It happened a few years ago when McDonalds was playing their $2,000,000 Monopoly game. Wes went to lunch there and along with his hamburger and fries, received the monopoly piece “Boardwalk”. Unfortunately he did not read the rules of the game at the time, but assuming the piece could have some value, he tucked it into his pocket and later that night placed it on the shelf in his closet.
A couple weeks later he went to eat at the same McDonalds and this time received the piece, “Park Place”. Knowing that having both “Boardwalk” and “Park Place” was a very good thing in the real game, he asked at the counter for the rules to see if he had won anything. It was then he read that although there were many “Park Place” pieces in circulation, there was only one “Boardwalk” and anyone who had both had beat the 700,000,000 to 1 odds and was the grand winner of $2,000,000!!
Excitedly he called home telling me to find the piece he had put on the closet shelf. I searched but could not find anything. He hurried home and searched himself, but with the same results. So he searched his desk—as perhaps he had moved it to there.
Nothing.
And then he remembered that only a few days before, he had noticed his closet shelf was getting a bit cluttered, and forgetting about the Monopoly piece, he gathered up all the little papers and threw them away. . .
into the garbage
to be lost
FOREVER.
In one last effort to locate the game piece, he drove out to the city dump--hoping that somehow he would recognize our little pile of refuse in the massive piles and that miraculously the teeny tiny piece of paper would still be intact, and sitting on the top of the pile just waiting for its rightful owner to claim it.
We talked a lot in the next few days about what we would have done had things turned out differently. We could buy a new house, travel the world, pay for all of our kids to get a college education. . .
And then we comforted ourselves with the thought that if we moved we would be moving away from friends and if we stayed in our modest neighborhood with that kind of money, none of our neighbors would like us.

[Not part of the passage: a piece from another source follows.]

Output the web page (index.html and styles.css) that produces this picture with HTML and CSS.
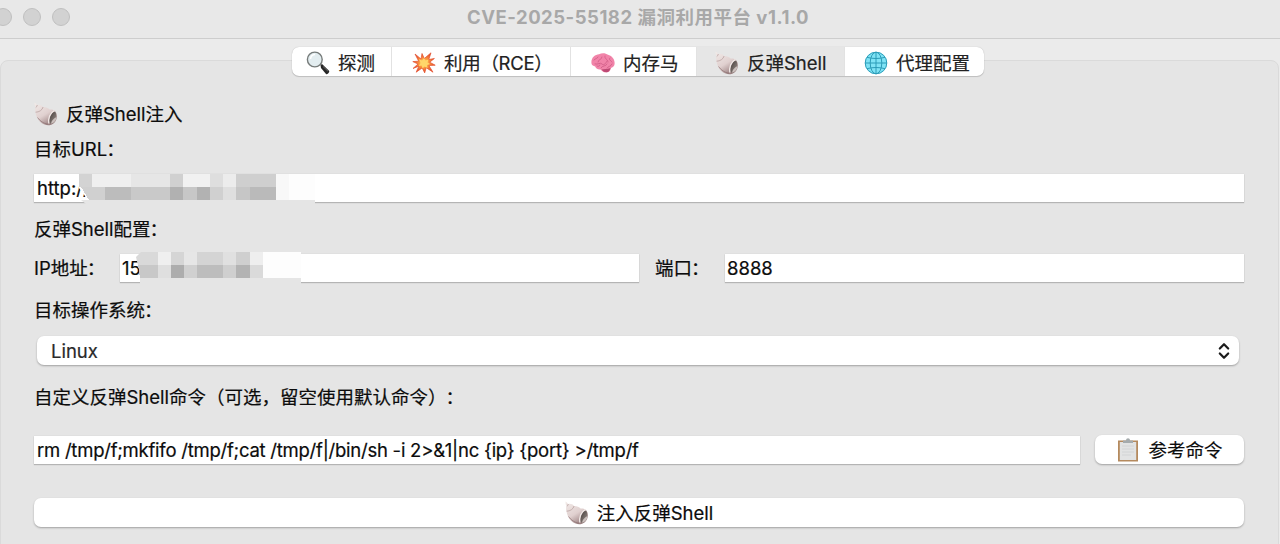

Eventually our disappointment lessened and we moved on, no longer thinking about the day Wes held all that money in his hands and carelessly threw it away.
The interesting thing to me is that since that time, Wes’ job position changed and we have been able to do all the things we dreamed that day of doing—but with money he earned by working. And although two million dollars is a lot and could be put to good use in many wonderful ways, there are many things in this life I value far more than any amount of money---my family, my health and my religious faith for starters. And yet there are probably many times I take them all for granted—tossing them on the proverbial closet shelf without a thought to their value. It is only when tragedy strikes or I get sick that I remember how much they mean to me.
So, what I have learned from this experience is-- sometimes we toss items or people aside without recognizing their true worth and sometimes we go to great extremes—even being willing to tread through garbage—in pursuit of worldly wealth. The trick is to be able to discern what really matters and hold on to it tight.
As that is what brings the greatest . . . joy to our journey.